Evidentiary and Reliability Issues
False Positives from Coincidental Matches
False positives in IP correlation for Telegram investigations arise primarily from coincidental matches, where IP addresses associated with external network requests inadvertently align with Telegram activities due to shared infrastructures. In environments like public Wi-Fi hotspots, VPN services, or cloud proxies—commonly used by Telegram users—multiple unrelated individuals can share the same IP address at overlapping timestamps and geolocations, leading investigators to erroneously link innocent external traffic to suspicious group interactions. This mechanism is exacerbated by Telegram's cloud-based architecture, which routes messages through centralized servers, further blurring the lines between distinct user sessions on shared IPs. Statistical models, such as Bayesian probability frameworks, illustrate how these coincidences can inflate the likelihood of false matches exceeding investigative thresholds. For instance, in datasets with millions of log entries, the prior probability of a random IP-timestamp overlap can yield matches that trigger alerts, particularly when baseline coincidence rates are significant in densely populated networks. Researchers have modeled this using conditional probabilities, where the evidence of a shared IP and proximate geolocation data from unrelated users pushes posterior probabilities into false positive territory. These models underscore the probabilistic failures inherent in IP correlation, where even modest overlap rates can compromise the evidential chain without additional context. In Telegram-specific contexts, group chats with hundreds of members amplify the risk of such coincidental matches, especially during peak hours when concurrent user activity spikes. Large-scale groups, often used for coordinating cybercrime or illicit discussions, see bursts of traffic that align temporally with external requests from shared IPs, such as those from mobile carriers or enterprise networks, resulting in spurious correlations between non-participating users and group events. Real-world instances from law enforcement reports highlight the practical fallout of these false positives in cybercrime probes. These cases demonstrate how coincidental matches not only dilute investigative focus but also risk broader reliability issues in forensic applications.

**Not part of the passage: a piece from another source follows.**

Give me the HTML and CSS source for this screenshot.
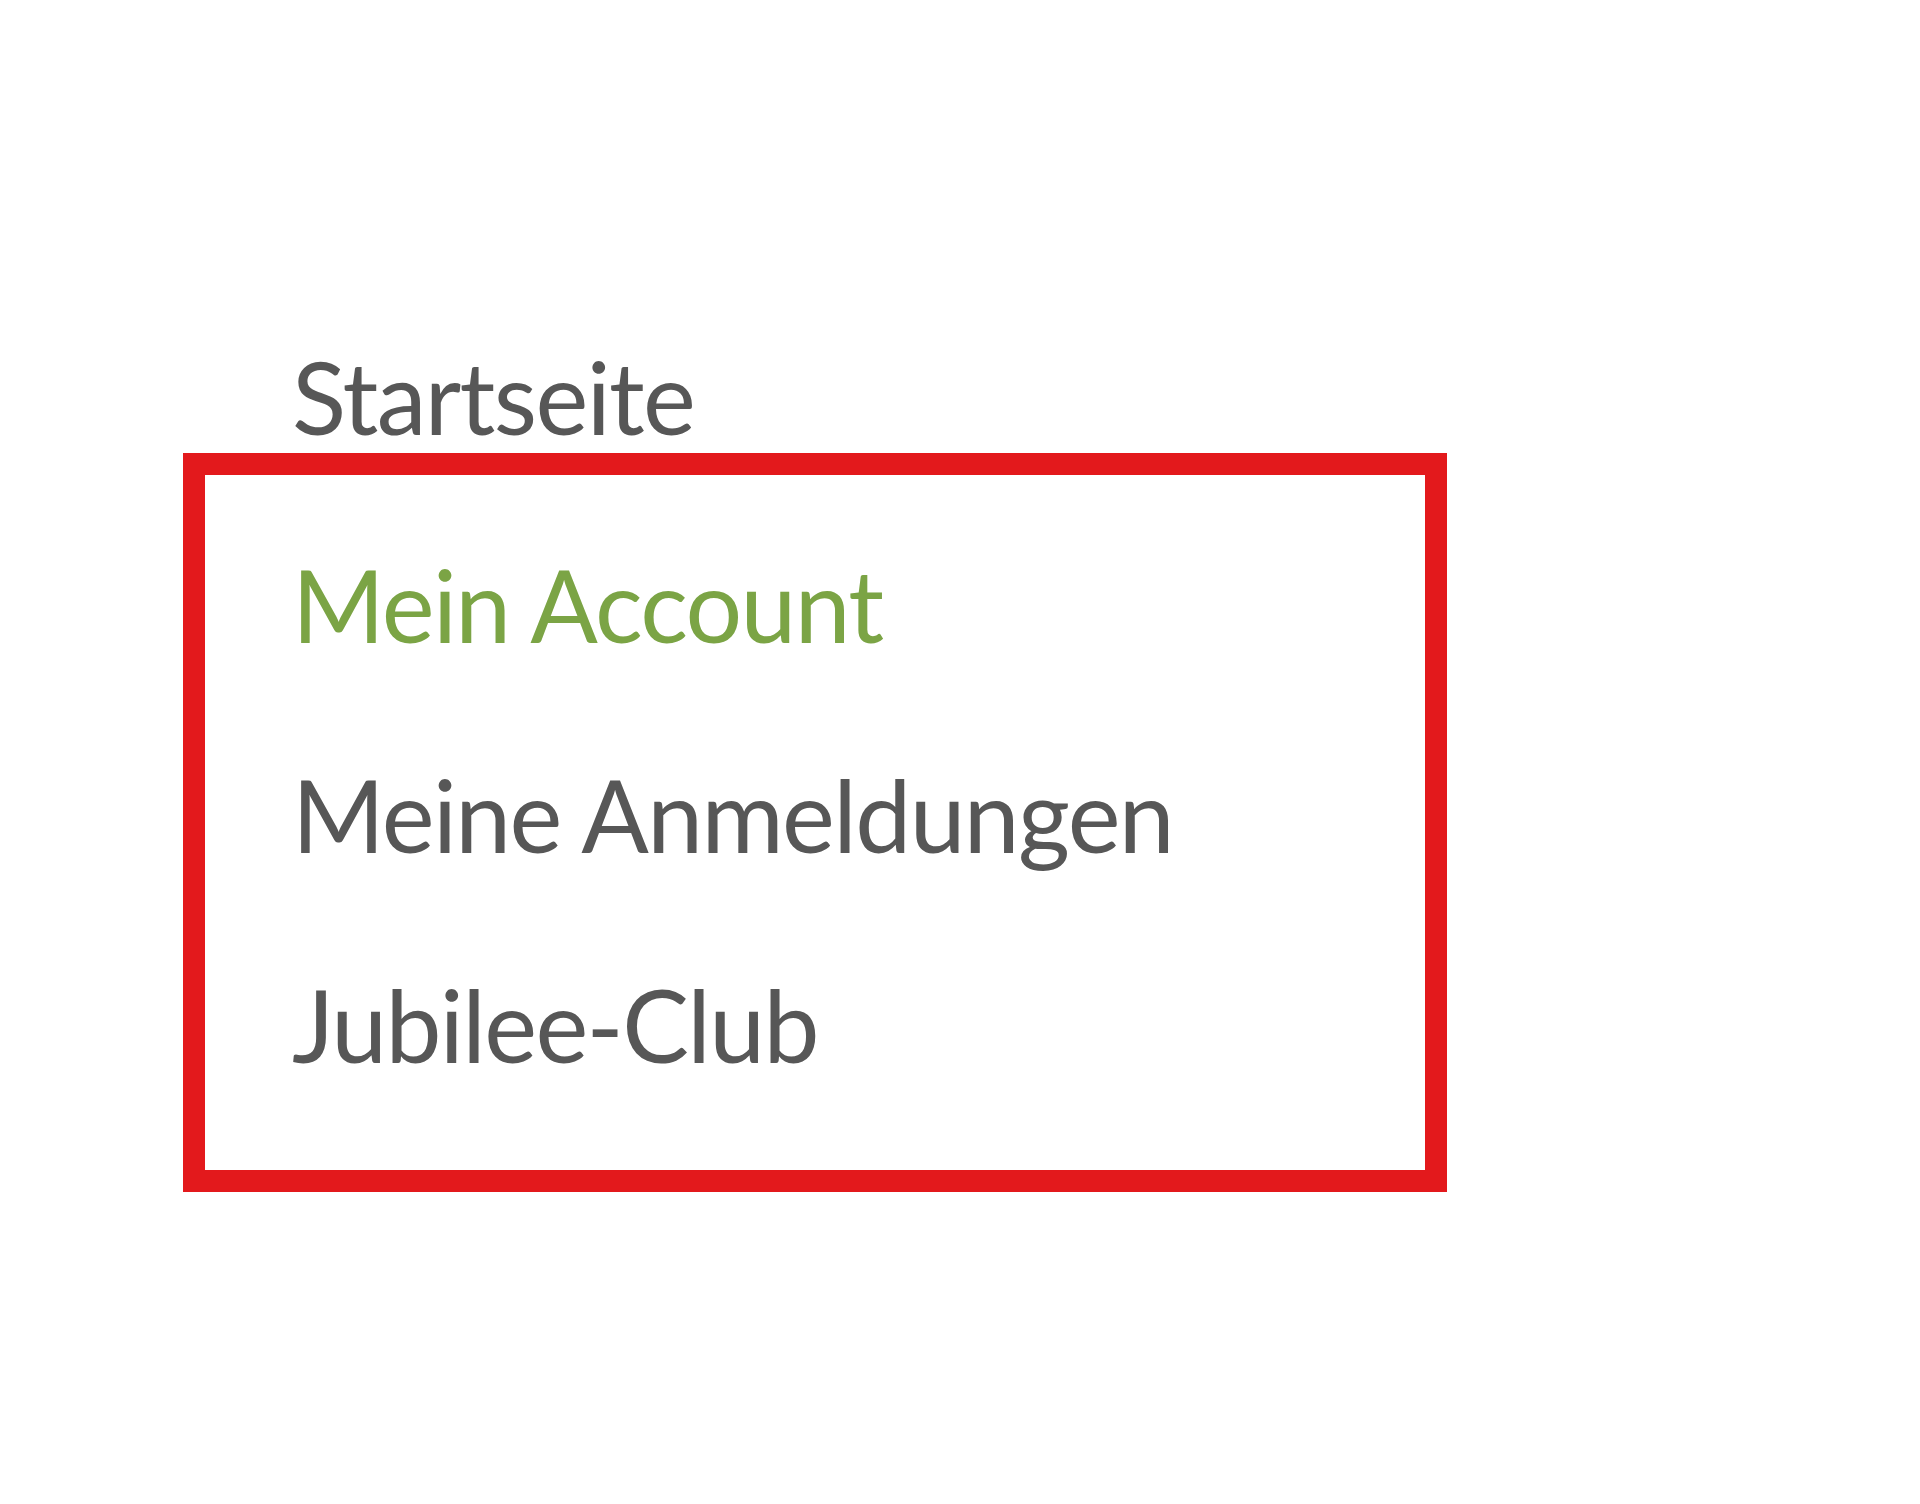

Challenges Meeting Legal and Forensic Standards
In digital forensics, IP correlation evidence from Telegram investigations often struggles to meet established legal standards for admissibility, such as the Daubert criteria in the United States, which require scientific reliability, testability, and a known error rate for expert testimony. Under these guidelines, probabilistic associations between IP addresses and user activities in Telegram are frequently deemed insufficient because they rely on indirect inferences rather than direct, verifiable links, leading courts to exclude such evidence when it cannot demonstrate a low enough margin of error. Chain-of-custody rules further complicate matters, as Telegram's cloud-based infrastructure makes it challenging to maintain an unbroken evidentiary trail from network logs to specific user actions, often resulting in dismissed motions to suppress. Forensic reliability is undermined by the inherent lack of specificity in IP correlations, where shared addresses and dynamic routing create probabilistic links that fail to meet the precision demanded in forensic protocols. These issues stem from the inability to isolate unique user identifiers amid Telegram's encrypted and aggregated data flows, rendering the method unreliable for establishing beyond-a-reasonable-doubt connections in criminal proceedings. Such issues have prompted cautions in the forensic community against overreliance on IP-based attributions without corroborative evidence. Telegram's operational challenges exacerbate these forensic shortcomings, particularly due to its headquarters being in the privacy-friendly jurisdiction of Dubai, United Arab Emirates, with servers distributed across multiple global data centers, which impose varying data protection laws and limit international law enforcement access under mutual legal assistance treaties. This jurisdictional hurdle often results in delayed or incomplete data disclosures, further eroding the chain of custody and admissibility of IP evidence in cross-border investigations. These rulings underscore the broader trend of courts prioritizing robust, non-speculative digital evidence over IP correlations prone to false positives.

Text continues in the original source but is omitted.